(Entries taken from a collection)
● ● ● ● ●
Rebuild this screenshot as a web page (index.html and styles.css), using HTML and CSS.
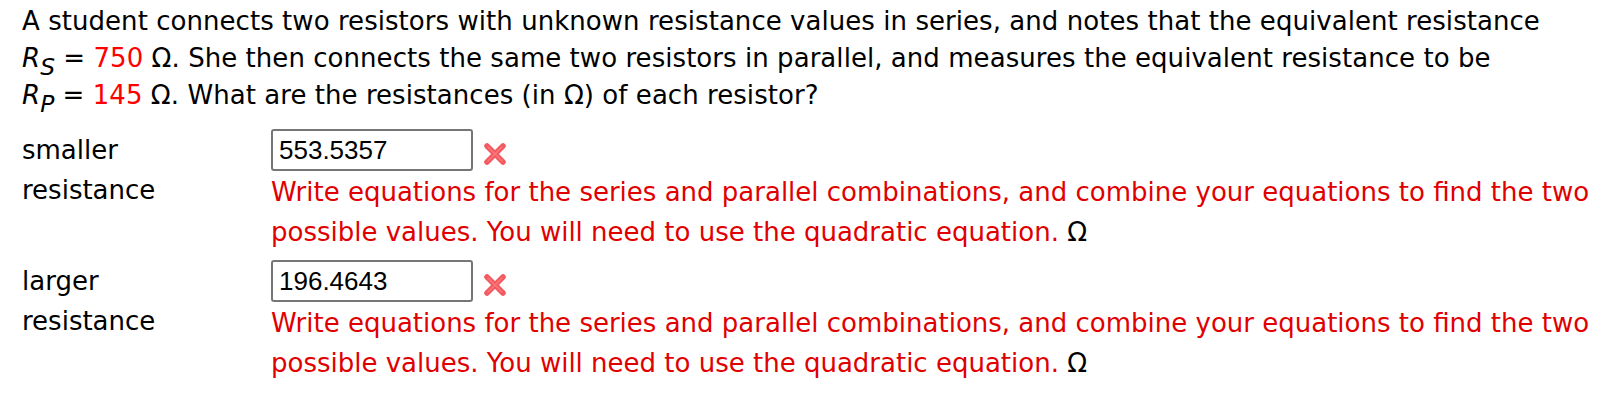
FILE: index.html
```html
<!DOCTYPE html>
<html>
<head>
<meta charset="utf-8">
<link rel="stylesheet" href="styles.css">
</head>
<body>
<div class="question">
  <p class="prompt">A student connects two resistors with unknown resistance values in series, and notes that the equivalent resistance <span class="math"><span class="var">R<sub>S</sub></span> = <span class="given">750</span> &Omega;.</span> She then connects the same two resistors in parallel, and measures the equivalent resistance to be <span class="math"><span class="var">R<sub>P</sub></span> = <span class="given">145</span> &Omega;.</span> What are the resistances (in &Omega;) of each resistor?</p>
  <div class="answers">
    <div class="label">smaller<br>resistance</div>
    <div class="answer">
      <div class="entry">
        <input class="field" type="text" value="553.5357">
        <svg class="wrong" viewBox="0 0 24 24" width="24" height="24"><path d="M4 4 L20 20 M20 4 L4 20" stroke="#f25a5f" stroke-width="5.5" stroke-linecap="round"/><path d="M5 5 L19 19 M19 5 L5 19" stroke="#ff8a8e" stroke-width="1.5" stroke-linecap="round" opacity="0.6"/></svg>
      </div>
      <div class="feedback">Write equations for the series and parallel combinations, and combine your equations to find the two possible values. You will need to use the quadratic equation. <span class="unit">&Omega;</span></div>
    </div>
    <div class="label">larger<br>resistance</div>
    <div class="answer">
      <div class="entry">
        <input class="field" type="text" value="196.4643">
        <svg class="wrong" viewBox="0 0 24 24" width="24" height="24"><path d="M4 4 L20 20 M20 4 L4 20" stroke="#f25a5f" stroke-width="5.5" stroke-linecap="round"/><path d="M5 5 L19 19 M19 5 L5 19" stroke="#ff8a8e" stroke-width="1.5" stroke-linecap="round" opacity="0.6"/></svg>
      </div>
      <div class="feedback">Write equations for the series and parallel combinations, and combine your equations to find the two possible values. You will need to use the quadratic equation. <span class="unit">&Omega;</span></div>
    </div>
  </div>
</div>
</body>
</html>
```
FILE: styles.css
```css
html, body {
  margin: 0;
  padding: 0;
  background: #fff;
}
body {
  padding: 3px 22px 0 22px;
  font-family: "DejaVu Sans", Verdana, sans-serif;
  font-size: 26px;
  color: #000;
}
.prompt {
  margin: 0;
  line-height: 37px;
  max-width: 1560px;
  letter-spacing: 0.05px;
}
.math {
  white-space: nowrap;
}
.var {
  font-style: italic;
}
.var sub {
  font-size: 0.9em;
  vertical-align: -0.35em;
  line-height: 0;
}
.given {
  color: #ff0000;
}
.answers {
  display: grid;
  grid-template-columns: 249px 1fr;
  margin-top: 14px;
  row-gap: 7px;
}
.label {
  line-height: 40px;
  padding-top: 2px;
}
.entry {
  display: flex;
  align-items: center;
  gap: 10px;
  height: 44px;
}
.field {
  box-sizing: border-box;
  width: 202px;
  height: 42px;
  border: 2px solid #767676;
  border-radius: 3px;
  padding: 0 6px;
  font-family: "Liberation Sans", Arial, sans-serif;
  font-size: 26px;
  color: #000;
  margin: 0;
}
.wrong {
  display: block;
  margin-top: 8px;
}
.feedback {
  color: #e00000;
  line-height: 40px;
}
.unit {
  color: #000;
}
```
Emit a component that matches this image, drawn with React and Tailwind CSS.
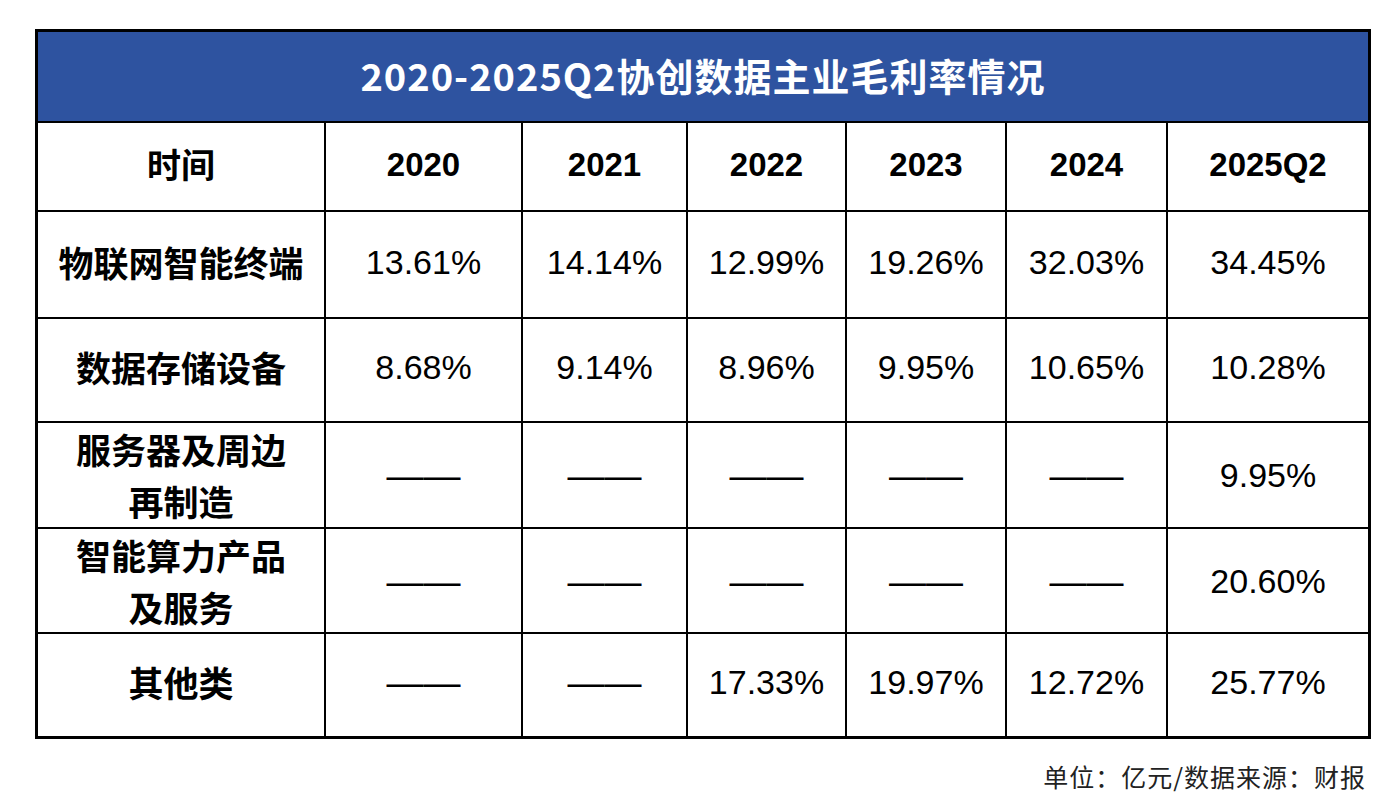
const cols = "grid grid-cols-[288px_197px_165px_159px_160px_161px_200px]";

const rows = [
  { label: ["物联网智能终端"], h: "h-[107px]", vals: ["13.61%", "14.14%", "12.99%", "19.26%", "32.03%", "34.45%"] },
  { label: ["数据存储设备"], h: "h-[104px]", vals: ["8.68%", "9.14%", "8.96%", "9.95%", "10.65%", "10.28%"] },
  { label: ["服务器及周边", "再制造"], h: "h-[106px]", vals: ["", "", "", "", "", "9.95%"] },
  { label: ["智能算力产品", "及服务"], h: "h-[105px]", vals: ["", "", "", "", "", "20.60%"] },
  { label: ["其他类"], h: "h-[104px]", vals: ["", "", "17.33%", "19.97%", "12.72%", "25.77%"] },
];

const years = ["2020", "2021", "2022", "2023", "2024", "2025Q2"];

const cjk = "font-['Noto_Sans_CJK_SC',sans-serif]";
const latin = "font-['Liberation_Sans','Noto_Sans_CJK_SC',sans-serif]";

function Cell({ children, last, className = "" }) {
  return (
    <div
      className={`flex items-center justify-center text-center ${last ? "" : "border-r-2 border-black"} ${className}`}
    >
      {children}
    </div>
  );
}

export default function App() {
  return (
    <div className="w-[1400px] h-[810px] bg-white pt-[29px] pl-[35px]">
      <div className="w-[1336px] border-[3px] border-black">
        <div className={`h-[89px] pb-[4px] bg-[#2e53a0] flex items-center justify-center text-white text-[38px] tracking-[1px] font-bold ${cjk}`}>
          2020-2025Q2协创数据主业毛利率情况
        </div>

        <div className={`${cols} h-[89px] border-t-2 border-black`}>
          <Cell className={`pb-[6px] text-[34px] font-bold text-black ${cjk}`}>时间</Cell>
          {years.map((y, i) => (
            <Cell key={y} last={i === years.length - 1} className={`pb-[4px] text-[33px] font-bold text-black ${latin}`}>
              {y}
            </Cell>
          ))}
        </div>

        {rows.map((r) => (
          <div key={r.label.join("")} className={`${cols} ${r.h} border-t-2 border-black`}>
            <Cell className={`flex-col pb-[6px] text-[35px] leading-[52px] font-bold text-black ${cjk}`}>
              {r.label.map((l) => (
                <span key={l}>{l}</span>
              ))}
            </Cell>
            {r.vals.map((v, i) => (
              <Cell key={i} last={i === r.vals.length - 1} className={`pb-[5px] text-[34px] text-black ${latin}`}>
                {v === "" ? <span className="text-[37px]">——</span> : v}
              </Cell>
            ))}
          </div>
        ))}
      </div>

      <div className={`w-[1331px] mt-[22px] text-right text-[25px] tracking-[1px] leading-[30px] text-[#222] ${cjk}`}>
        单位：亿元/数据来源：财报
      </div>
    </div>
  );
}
● ● ● ● ●
▶ [Task details]: Copy out the data above exactly, except the pictures.

▶ [Task solution]:
Rebuild this screenshot as a web page (index.html and styles.css), using HTML and CSS.
FILE: index.html
```html
<!DOCTYPE html>
<html>
<head>
<meta charset="utf-8">
<link rel="stylesheet" href="styles.css">
</head>
<body>
<div class="question">
  <p class="prompt">A student connects two resistors with unknown resistance values in series, and notes that the equivalent resistance <span class="math"><span class="var">R<sub>S</sub></span> = <span class="given">750</span> &Omega;.</span> She then connects the same two resistors in parallel, and measures the equivalent resistance to be <span class="math"><span class="var">R<sub>P</sub></span> = <span class="given">145</span> &Omega;.</span> What are the resistances (in &Omega;) of each resistor?</p>
  <div class="answers">
    <div class="label">smaller<br>resistance</div>
    <div class="answer">
      <div class="entry">
        <input class="field" type="text" value="553.5357">
        <svg class="wrong" viewBox="0 0 24 24" width="24" height="24"><path d="M4 4 L20 20 M20 4 L4 20" stroke="#f25a5f" stroke-width="5.5" stroke-linecap="round"/><path d="M5 5 L19 19 M19 5 L5 19" stroke="#ff8a8e" stroke-width="1.5" stroke-linecap="round" opacity="0.6"/></svg>
      </div>
      <div class="feedback">Write equations for the series and parallel combinations, and combine your equations to find the two possible values. You will need to use the quadratic equation. <span class="unit">&Omega;</span></div>
    </div>
    <div class="label">larger<br>resistance</div>
    <div class="answer">
      <div class="entry">
        <input class="field" type="text" value="196.4643">
        <svg class="wrong" viewBox="0 0 24 24" width="24" height="24"><path d="M4 4 L20 20 M20 4 L4 20" stroke="#f25a5f" stroke-width="5.5" stroke-linecap="round"/><path d="M5 5 L19 19 M19 5 L5 19" stroke="#ff8a8e" stroke-width="1.5" stroke-linecap="round" opacity="0.6"/></svg>
      </div>
      <div class="feedback">Write equations for the series and parallel combinations, and combine your equations to find the two possible values. You will need to use the quadratic equation. <span class="unit">&Omega;</span></div>
    </div>
  </div>
</div>
</body>
</html>
```
FILE: styles.css
```css
html, body {
  margin: 0;
  padding: 0;
  background: #fff;
}
body {
  padding: 3px 22px 0 22px;
  font-family: "DejaVu Sans", Verdana, sans-serif;
  font-size: 26px;
  color: #000;
}
.prompt {
  margin: 0;
  line-height: 37px;
  max-width: 1560px;
  letter-spacing: 0.05px;
}
.math {
  white-space: nowrap;
}
.var {
  font-style: italic;
}
.var sub {
  font-size: 0.9em;
  vertical-align: -0.35em;
  line-height: 0;
}
.given {
  color: #ff0000;
}
.answers {
  display: grid;
  grid-template-columns: 249px 1fr;
  margin-top: 14px;
  row-gap: 7px;
}
.label {
  line-height: 40px;
  padding-top: 2px;
}
.entry {
  display: flex;
  align-items: center;
  gap: 10px;
  height: 44px;
}
.field {
  box-sizing: border-box;
  width: 202px;
  height: 42px;
  border: 2px solid #767676;
  border-radius: 3px;
  padding: 0 6px;
  font-family: "Liberation Sans", Arial, sans-serif;
  font-size: 26px;
  color: #000;
  margin: 0;
}
.wrong {
  display: block;
  margin-top: 8px;
}
.feedback {
  color: #e00000;
  line-height: 40px;
}
.unit {
  color: #000;
}
```
Emit a component that matches this image, drawn with React and Tailwind CSS.
const cols = "grid grid-cols-[288px_197px_165px_159px_160px_161px_200px]";

const rows = [
  { label: ["物联网智能终端"], h: "h-[107px]", vals: ["13.61%", "14.14%", "12.99%", "19.26%", "32.03%", "34.45%"] },
  { label: ["数据存储设备"], h: "h-[104px]", vals: ["8.68%", "9.14%", "8.96%", "9.95%", "10.65%", "10.28%"] },
  { label: ["服务器及周边", "再制造"], h: "h-[106px]", vals: ["", "", "", "", "", "9.95%"] },
  { label: ["智能算力产品", "及服务"], h: "h-[105px]", vals: ["", "", "", "", "", "20.60%"] },
  { label: ["其他类"], h: "h-[104px]", vals: ["", "", "17.33%", "19.97%", "12.72%", "25.77%"] },
];

const years = ["2020", "2021", "2022", "2023", "2024", "2025Q2"];

const cjk = "font-['Noto_Sans_CJK_SC',sans-serif]";
const latin = "font-['Liberation_Sans','Noto_Sans_CJK_SC',sans-serif]";

function Cell({ children, last, className = "" }) {
  return (
    <div
      className={`flex items-center justify-center text-center ${last ? "" : "border-r-2 border-black"} ${className}`}
    >
      {children}
    </div>
  );
}

export default function App() {
  return (
    <div className="w-[1400px] h-[810px] bg-white pt-[29px] pl-[35px]">
      <div className="w-[1336px] border-[3px] border-black">
        <div className={`h-[89px] pb-[4px] bg-[#2e53a0] flex items-center justify-center text-white text-[38px] tracking-[1px] font-bold ${cjk}`}>
          2020-2025Q2协创数据主业毛利率情况
        </div>

        <div className={`${cols} h-[89px] border-t-2 border-black`}>
          <Cell className={`pb-[6px] text-[34px] font-bold text-black ${cjk}`}>时间</Cell>
          {years.map((y, i) => (
            <Cell key={y} last={i === years.length - 1} className={`pb-[4px] text-[33px] font-bold text-black ${latin}`}>
              {y}
            </Cell>
          ))}
        </div>

        {rows.map((r) => (
          <div key={r.label.join("")} className={`${cols} ${r.h} border-t-2 border-black`}>
            <Cell className={`flex-col pb-[6px] text-[35px] leading-[52px] font-bold text-black ${cjk}`}>
              {r.label.map((l) => (
                <span key={l}>{l}</span>
              ))}
            </Cell>
            {r.vals.map((v, i) => (
              <Cell key={i} last={i === r.vals.length - 1} className={`pb-[5px] text-[34px] text-black ${latin}`}>
                {v === "" ? <span className="text-[37px]">——</span> : v}
              </Cell>
            ))}
          </div>
        ))}
      </div>

      <div className={`w-[1331px] mt-[22px] text-right text-[25px] tracking-[1px] leading-[30px] text-[#222] ${cjk}`}>
        单位：亿元/数据来源：财报
      </div>
    </div>
  );
}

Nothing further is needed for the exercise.